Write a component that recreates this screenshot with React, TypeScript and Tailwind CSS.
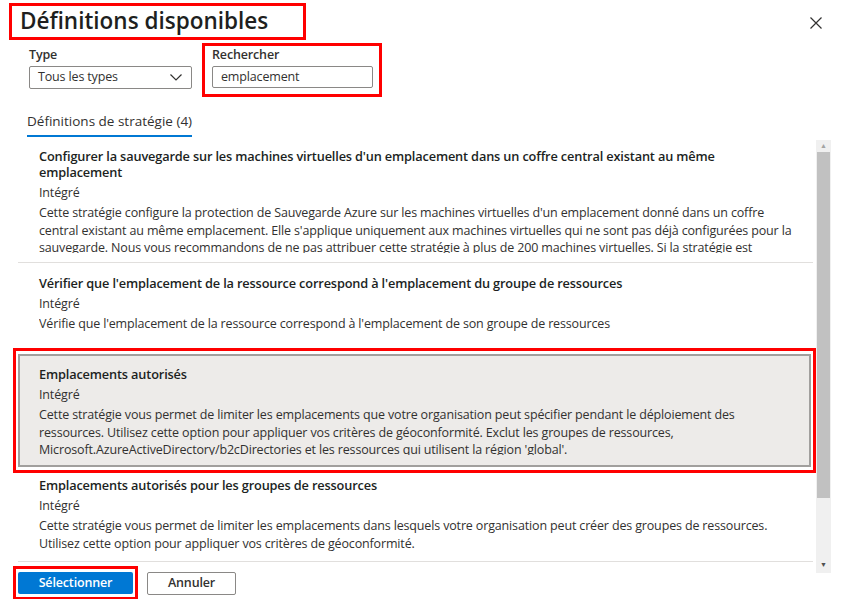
type Item = {
  title: string[];
  desc: string[];
  pt: string;
  h: string;
  selected?: boolean;
  line?: boolean;
};

const items: Item[] = [
  {
    title: [
      "Configurer la sauvegarde sur les machines virtuelles d'un emplacement dans un coffre central existant au même",
      "emplacement",
    ],
    desc: [
      "Cette stratégie configure la protection de Sauvegarde Azure sur les machines virtuelles d'un emplacement donné dans un coffre",
      "central existant au même emplacement. Elle s'applique uniquement aux machines virtuelles qui ne sont pas déjà configurées pour la",
      "sauvegarde. Nous vous recommandons de ne pas attribuer cette stratégie à plus de 200 machines virtuelles. Si la stratégie est",
    ],
    pt: "pt-[8px]",
    h: "h-[123px]",
    line: true,
  },
  {
    title: [
      "Vérifier que l'emplacement de la ressource correspond à l'emplacement du groupe de ressources",
    ],
    desc: [
      "Vérifie que l'emplacement de la ressource correspond à l'emplacement de son groupe de ressources",
    ],
    pt: "pt-[12px]",
    h: "h-[91px]",
  },
  {
    title: ["Emplacements autorisés"],
    desc: [
      "Cette stratégie vous permet de limiter les emplacements que votre organisation peut spécifier pendant le déploiement des",
      "ressources. Utilisez cette option pour appliquer vos critères de géoconformité. Exclut les groupes de ressources,",
      "Microsoft.AzureActiveDirectory/b2cDirectories et les ressources qui utilisent la région 'global'.",
    ],
    pt: "pt-[10px]",
    h: "h-[113px]",
    selected: true,
  },
  {
    title: ["Emplacements autorisés pour les groupes de ressources"],
    desc: [
      "Cette stratégie vous permet de limiter les emplacements dans lesquels votre organisation peut créer des groupes de ressources.",
      "Utilisez cette option pour appliquer vos critères de géoconformité.",
    ],
    pt: "pt-[10px]",
    h: "h-[95px]",
    line: true,
  },
];

const PolicyRow = ({ item }: { item: Item }) => {
  const body = (
    <div
      className={`${item.h} ${item.pt} overflow-hidden ${
        item.selected
          ? "border-2 border-[#a19f9d] bg-[#edebe9] pl-[19px]"
          : "pl-[21px]"
      } ${item.line ? "border-b border-[#e1dfdd]" : ""}`}>
      <div className="text-[12.75px] font-semibold leading-[16px] text-[#201f1e]">
        {item.title.map((t) => (
          <div key={t} className="whitespace-nowrap">
            {t}
          </div>
        ))}
      </div>
      <div className="mt-[4px] leading-[17px]">Intégré</div>
      <div className="mt-[3px] max-h-[49px] overflow-hidden leading-[17.5px]">
        {item.desc.map((t) => (
          <div key={t} className="whitespace-nowrap">
            {t}
          </div>
        ))}
      </div>
    </div>
  );

  if (!item.selected) return body;

  // red highlight around the selected row
  return (
    <div className="-ml-[5px] -mr-[3px] -my-[6px] border-[3px] border-[#ff0000] px-[2px] py-[3px]">
      {body}
    </div>
  );
};

export default function App() {
  return (
    <div
      className="w-[851px] h-[599px] overflow-hidden bg-white text-[12.5px] tracking-[-0.15px] text-[#323130]"
      style={{ fontFamily: "'Open Sans', 'Noto Sans', sans-serif" }}>
      {/* ===== HEADER ===== */}
      <div className="flex h-[43px] items-start justify-between">
        <div className="ml-[9px] mt-[3px] flex h-[37px] w-[297px] items-center border-[3px] border-[#ff0000] pl-[8px]">
          <h1 className="text-[22.5px] font-semibold leading-none tracking-normal text-[#201f1e]">
            Définitions disponibles
          </h1>
        </div>
        <button className="mr-[29px] mt-[17px] text-[#323130]">
          <svg width="12" height="12" viewBox="0 0 12 12" fill="none">
            <path
              d="M0.5 0.5L11.5 11.5M11.5 0.5L0.5 11.5"
              stroke="currentColor"
              strokeWidth="1.2"
            />
          </svg>
        </button>
      </div>

      {/* ===== FILTERS ===== */}
      <div className="flex h-[54px] items-start">
        <div className="ml-[29px] w-[163px] pt-[3px]">
          <div className="font-semibold leading-[17px]">Type</div>
          <div className="mt-[3px] flex h-[23px] items-center justify-between rounded-[2px] border border-[#8a8886] pl-[8px] pr-[9px]">
            <span>Tous les types</span>
            <svg width="12" height="7" viewBox="0 0 12 7" fill="none">
              <path
                d="M0.5 0.5L6 6L11.5 0.5"
                stroke="#323130"
                strokeWidth="1.2"
              />
            </svg>
          </div>
        </div>
        <div className="ml-[10px] h-[54px] w-[180px] border-[3px] border-[#ff0000] pl-[7px]">
          <div className="font-semibold leading-[17px]">Rechercher</div>
          <div className="mt-[3px] flex h-[22px] w-[161px] items-center rounded-[2px] border border-[#8a8886] pl-[8px]">
            emplacement
          </div>
        </div>
      </div>

      {/* ===== TAB ===== */}
      <div className="flex">
        <div className="ml-[27px] mt-[16px] border-b-2 border-[#0078d4] pb-[5px] text-[13.5px] leading-[17px] tracking-normal">
          Définitions de stratégie (4)
        </div>
      </div>

      {/* ===== LIST ===== */}
      <div className="mt-[3px] flex h-[433px]">
        <div className="ml-[13px] w-[803px] overflow-hidden pl-[5px] pr-[3px]">
          {items.map((item) => (
            <PolicyRow key={item.title[0]} item={item} />
          ))}
        </div>
        <div className="flex w-[15px] flex-col items-center bg-[#f0f0f0]">
          <div className="flex h-[12px] items-center text-[7px] text-[#a3a3a3]">
            ▲
          </div>
          <div className="h-[346px] w-[13px] bg-[#c1c1c1]" />
          <div className="flex-1" />
          <div className="flex h-[16px] items-center text-[7px] text-[#505050]">
            ▼
          </div>
        </div>
      </div>

      {/* ===== FOOTER ===== */}
      <div className="-mt-[7px] flex items-start">
        <div className="ml-[13px] border-[3px] border-[#ff0000] px-[2px] py-[3px]">
          <button className="h-[22px] w-[115px] rounded-[2px] bg-[#0078d4] font-semibold leading-none text-white">
            Sélectionner
          </button>
        </div>
        <button className="ml-[9px] mt-[6px] h-[23px] w-[89px] rounded-[2px] border border-[#8a8886] font-semibold leading-none text-[#323130]">
          Annuler
        </button>
      </div>
    </div>
  );
}
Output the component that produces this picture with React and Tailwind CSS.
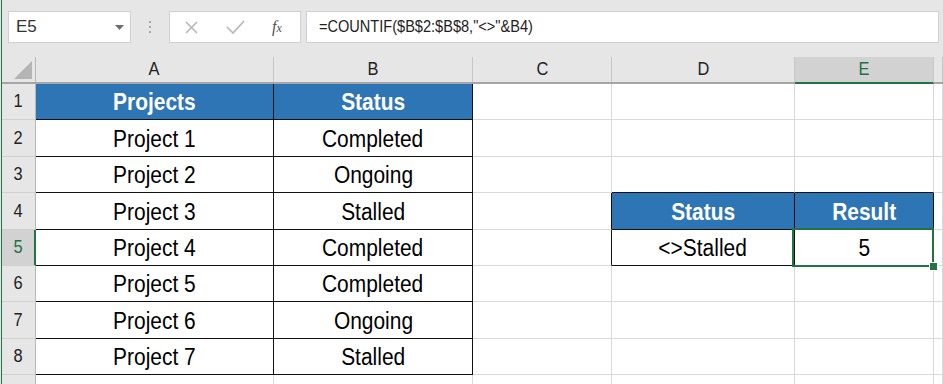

----------------

_Objective:_ Return every line of the preceding records in which the word "with" appears.

_Task answer:_
Write a component that recreates this screenshot with React, TypeScript and Tailwind CSS.
Output the component that produces this picture with React and Tailwind CSS.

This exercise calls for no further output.